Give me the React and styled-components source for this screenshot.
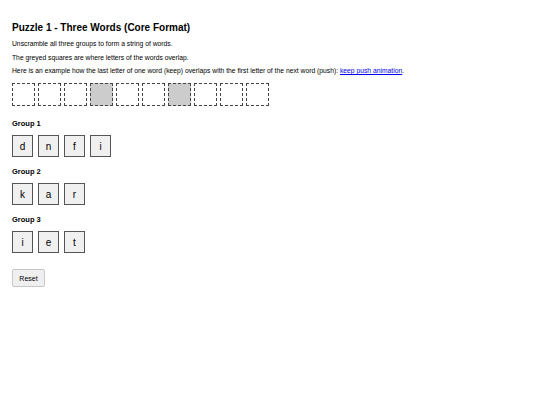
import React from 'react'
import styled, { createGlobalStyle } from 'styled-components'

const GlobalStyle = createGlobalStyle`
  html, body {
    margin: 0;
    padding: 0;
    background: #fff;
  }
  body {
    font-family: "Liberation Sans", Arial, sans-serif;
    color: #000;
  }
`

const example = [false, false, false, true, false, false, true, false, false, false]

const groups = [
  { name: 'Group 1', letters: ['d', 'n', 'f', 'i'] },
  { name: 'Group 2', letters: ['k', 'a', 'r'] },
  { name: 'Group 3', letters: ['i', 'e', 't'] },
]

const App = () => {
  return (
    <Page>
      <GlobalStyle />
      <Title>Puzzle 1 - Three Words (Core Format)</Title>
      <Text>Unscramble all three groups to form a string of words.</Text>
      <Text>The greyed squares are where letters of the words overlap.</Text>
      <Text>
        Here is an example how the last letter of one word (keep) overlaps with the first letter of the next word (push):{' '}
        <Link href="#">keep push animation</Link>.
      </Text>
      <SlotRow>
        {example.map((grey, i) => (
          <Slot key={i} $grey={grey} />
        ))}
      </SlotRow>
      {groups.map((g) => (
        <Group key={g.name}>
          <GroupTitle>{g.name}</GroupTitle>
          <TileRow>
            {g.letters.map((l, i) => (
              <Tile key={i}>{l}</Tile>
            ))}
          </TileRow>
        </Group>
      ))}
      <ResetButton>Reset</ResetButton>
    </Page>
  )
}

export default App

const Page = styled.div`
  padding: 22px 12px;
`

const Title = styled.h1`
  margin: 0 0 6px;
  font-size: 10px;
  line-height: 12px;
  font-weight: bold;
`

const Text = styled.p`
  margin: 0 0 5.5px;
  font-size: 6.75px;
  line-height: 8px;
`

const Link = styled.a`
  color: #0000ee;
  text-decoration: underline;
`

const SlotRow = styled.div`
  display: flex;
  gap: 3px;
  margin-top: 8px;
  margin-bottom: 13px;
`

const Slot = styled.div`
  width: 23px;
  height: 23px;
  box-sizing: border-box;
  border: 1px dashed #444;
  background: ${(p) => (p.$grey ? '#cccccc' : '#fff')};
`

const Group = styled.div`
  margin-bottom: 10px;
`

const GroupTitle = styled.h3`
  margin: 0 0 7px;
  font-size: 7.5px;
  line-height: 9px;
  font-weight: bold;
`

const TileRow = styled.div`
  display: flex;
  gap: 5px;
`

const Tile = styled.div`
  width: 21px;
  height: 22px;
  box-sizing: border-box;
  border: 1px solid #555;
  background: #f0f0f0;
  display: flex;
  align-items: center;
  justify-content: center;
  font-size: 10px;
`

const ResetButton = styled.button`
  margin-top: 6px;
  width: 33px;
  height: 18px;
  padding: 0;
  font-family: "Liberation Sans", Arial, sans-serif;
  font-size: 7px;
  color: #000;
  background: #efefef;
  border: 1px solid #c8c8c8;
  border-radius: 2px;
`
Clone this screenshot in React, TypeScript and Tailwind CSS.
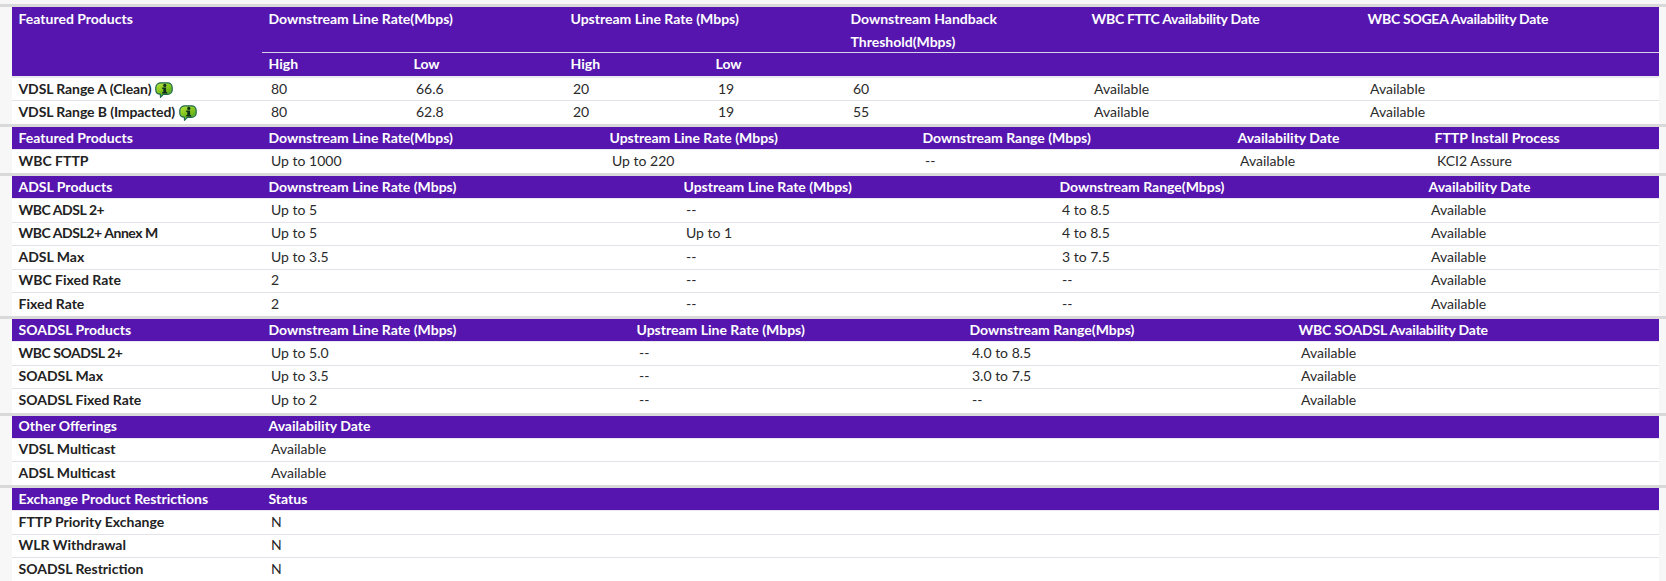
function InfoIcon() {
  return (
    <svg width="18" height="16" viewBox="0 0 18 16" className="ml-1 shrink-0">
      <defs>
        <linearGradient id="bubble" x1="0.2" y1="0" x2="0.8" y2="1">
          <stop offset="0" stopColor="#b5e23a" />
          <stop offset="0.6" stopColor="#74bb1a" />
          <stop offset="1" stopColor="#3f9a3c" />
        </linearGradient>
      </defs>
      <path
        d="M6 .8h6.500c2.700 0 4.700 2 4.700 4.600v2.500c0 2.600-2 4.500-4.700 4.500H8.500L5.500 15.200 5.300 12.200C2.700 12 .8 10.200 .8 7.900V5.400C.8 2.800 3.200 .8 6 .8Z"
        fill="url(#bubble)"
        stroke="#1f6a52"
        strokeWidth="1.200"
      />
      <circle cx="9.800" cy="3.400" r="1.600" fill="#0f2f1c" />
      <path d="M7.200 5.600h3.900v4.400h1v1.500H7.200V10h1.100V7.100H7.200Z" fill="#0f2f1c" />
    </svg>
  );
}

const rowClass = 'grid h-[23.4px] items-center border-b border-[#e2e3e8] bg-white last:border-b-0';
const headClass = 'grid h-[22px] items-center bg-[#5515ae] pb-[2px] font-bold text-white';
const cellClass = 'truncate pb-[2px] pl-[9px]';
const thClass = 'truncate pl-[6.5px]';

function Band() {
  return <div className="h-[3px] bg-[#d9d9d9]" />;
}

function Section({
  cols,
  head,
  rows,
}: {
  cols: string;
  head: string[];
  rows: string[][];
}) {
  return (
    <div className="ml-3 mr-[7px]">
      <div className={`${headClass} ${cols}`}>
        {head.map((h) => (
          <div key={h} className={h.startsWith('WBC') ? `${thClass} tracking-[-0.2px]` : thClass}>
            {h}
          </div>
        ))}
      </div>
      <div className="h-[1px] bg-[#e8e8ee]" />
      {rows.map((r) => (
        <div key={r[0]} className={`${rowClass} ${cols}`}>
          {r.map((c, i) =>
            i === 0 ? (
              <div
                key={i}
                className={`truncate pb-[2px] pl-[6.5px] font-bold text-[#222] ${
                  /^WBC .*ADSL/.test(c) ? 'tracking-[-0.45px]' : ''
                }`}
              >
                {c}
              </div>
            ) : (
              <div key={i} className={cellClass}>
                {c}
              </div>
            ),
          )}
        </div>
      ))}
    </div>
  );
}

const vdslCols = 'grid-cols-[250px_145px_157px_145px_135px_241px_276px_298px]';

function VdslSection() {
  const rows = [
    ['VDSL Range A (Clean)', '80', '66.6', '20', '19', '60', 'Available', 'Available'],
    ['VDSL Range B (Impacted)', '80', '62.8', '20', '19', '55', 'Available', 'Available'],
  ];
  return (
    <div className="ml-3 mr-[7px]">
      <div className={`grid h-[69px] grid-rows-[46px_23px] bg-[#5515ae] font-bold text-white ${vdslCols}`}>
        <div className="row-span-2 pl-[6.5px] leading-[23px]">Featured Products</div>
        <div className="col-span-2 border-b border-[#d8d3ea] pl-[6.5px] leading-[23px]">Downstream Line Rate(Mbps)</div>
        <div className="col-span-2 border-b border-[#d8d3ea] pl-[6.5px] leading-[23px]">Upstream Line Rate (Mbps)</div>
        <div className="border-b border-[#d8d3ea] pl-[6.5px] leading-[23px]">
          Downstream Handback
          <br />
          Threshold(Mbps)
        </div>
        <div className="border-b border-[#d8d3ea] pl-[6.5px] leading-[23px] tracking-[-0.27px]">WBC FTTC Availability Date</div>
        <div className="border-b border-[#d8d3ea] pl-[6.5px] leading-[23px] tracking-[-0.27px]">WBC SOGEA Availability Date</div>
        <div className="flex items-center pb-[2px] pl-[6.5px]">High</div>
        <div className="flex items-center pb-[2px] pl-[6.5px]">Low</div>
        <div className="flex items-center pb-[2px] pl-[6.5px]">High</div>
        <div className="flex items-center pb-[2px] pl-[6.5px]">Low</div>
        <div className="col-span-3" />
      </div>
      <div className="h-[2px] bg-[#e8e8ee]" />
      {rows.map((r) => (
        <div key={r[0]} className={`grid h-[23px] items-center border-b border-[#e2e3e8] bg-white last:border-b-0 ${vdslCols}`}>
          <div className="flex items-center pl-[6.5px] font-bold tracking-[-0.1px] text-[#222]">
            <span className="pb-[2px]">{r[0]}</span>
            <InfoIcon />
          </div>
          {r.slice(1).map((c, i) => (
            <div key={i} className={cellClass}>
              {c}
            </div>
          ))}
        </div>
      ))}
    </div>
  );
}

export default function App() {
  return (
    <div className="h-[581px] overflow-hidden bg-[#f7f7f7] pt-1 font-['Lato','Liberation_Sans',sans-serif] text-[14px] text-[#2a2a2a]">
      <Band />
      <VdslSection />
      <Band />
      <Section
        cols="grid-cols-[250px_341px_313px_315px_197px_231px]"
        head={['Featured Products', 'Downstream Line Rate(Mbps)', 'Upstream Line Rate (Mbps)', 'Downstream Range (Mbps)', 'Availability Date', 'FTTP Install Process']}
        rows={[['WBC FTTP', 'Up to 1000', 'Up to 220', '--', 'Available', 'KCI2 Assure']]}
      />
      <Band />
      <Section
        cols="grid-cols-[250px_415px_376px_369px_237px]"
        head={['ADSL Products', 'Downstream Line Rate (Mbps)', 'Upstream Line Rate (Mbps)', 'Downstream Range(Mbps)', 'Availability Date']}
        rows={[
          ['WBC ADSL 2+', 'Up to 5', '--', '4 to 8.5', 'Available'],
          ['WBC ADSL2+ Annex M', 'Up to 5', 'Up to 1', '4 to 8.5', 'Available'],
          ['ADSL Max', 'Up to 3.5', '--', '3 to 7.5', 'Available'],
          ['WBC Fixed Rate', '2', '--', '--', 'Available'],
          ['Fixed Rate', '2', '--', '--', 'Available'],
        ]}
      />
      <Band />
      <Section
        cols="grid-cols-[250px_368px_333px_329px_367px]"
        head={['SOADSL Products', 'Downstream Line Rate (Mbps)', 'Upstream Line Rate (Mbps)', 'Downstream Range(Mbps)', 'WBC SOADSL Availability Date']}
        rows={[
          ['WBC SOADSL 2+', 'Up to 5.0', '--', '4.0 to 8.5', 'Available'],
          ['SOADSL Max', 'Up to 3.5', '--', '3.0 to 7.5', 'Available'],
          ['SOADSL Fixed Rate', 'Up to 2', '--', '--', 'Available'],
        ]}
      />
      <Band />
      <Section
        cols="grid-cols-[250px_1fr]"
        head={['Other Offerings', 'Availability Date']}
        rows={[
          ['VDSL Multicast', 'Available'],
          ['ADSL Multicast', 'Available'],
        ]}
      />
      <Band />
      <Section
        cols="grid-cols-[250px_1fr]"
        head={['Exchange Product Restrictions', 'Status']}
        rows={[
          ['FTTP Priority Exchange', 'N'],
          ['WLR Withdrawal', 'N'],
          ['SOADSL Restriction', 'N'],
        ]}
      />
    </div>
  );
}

◆ ◆ ◆ ◆ ◆ ◆ ◆

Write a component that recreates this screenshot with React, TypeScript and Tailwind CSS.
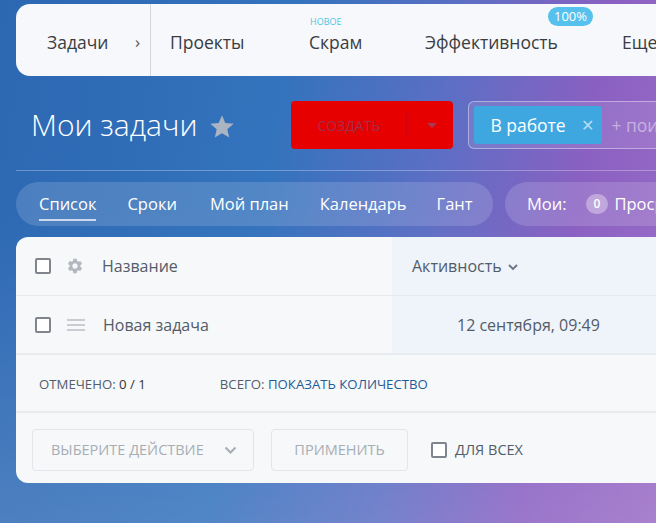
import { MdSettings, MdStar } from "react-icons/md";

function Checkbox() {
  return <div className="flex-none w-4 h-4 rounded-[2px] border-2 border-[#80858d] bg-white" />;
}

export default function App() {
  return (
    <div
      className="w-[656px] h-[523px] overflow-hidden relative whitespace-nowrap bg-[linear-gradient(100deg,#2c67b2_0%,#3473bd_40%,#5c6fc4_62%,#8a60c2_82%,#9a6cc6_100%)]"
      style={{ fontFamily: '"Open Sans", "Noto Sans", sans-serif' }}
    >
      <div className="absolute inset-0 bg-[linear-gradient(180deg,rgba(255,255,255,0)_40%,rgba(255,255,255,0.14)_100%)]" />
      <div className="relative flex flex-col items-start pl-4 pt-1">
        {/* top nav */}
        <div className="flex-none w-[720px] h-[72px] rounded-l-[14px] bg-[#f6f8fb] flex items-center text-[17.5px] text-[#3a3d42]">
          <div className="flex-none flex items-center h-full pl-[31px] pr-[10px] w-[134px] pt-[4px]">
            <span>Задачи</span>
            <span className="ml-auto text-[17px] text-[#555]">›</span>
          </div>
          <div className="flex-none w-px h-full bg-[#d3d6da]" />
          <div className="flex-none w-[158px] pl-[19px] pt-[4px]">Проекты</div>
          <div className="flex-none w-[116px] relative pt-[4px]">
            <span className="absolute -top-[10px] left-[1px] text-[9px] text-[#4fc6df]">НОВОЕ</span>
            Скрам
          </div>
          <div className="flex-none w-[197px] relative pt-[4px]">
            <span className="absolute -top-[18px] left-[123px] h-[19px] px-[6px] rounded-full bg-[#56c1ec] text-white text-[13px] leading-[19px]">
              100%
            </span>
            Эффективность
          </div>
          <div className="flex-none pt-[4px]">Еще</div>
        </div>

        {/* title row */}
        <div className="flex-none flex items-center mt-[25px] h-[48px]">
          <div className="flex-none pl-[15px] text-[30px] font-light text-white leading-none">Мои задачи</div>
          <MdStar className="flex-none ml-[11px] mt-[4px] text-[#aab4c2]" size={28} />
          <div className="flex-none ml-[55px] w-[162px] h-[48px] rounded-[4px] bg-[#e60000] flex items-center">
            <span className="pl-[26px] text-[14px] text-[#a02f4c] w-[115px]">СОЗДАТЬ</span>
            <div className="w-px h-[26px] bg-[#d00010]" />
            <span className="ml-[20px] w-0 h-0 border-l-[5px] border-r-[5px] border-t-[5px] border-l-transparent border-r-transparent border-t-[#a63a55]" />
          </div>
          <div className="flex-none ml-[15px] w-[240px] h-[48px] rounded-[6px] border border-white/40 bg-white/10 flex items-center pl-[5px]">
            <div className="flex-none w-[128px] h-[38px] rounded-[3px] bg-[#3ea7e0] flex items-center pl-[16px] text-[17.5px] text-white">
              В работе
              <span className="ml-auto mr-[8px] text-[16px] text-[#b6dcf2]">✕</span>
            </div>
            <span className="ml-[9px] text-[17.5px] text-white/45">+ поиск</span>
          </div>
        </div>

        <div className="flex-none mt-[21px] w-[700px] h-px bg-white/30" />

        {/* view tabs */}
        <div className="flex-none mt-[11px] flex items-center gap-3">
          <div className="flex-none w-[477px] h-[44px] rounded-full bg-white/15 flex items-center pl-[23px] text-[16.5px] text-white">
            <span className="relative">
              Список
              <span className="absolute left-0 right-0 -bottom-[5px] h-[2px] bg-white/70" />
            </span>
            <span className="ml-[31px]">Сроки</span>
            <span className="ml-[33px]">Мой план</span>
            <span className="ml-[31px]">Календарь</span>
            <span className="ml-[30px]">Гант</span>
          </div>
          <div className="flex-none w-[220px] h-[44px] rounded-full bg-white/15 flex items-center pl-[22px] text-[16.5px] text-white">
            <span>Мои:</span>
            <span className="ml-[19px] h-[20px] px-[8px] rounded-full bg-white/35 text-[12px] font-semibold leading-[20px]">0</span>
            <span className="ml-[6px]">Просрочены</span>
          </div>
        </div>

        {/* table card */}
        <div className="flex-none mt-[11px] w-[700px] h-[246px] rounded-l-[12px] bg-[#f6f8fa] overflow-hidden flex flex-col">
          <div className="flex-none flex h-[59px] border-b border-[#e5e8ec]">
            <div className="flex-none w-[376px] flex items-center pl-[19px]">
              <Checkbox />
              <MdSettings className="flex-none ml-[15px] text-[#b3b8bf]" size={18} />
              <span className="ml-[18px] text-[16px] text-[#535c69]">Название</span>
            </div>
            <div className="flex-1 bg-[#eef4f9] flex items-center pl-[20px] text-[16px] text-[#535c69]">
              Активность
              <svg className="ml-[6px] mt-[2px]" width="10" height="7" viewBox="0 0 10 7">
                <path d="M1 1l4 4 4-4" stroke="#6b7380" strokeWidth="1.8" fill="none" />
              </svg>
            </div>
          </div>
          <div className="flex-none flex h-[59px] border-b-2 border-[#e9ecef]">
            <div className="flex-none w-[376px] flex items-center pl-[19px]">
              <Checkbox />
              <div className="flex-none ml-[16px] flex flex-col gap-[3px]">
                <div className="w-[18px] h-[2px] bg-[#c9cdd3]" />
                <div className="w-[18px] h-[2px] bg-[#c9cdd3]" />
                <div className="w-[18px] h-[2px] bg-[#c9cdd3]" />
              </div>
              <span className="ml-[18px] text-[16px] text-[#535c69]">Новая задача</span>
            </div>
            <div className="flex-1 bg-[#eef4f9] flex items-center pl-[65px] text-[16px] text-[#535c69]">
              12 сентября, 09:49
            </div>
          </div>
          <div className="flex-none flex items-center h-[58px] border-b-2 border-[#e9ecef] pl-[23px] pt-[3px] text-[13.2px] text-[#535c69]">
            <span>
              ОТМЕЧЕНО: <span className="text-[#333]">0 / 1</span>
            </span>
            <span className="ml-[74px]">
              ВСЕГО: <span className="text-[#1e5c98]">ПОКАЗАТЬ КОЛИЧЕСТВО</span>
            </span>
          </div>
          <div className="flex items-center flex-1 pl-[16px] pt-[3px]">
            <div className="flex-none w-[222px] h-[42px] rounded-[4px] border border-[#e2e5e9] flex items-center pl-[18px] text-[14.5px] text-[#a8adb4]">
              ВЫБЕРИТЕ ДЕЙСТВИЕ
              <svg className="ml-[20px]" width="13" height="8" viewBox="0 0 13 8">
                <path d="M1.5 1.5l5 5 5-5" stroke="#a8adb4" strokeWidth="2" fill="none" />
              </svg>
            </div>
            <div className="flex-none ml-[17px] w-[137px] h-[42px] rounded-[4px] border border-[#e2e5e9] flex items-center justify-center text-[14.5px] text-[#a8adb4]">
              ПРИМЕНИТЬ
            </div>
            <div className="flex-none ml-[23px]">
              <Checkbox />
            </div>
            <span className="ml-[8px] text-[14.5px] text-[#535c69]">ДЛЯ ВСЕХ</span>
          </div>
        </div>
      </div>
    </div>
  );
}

◆ ◆ ◆ ◆ ◆ ◆ ◆

WHAT IS NEEDED - Give back exactly the lines from the one containing "Give me the" to the one containing "false, false, false]", both included, and no pictures.

SOLUTION BELOW -
Give me the React and styled-components source for this screenshot.
import React from 'react'
import styled, { createGlobalStyle } from 'styled-components'

const GlobalStyle = createGlobalStyle`
  html, body {
    margin: 0;
    padding: 0;
    background: #fff;
  }
  body {
    font-family: "Liberation Sans", Arial, sans-serif;
    color: #000;
  }
`

const example = [false, false, false, true, false, false, true, false, false, false]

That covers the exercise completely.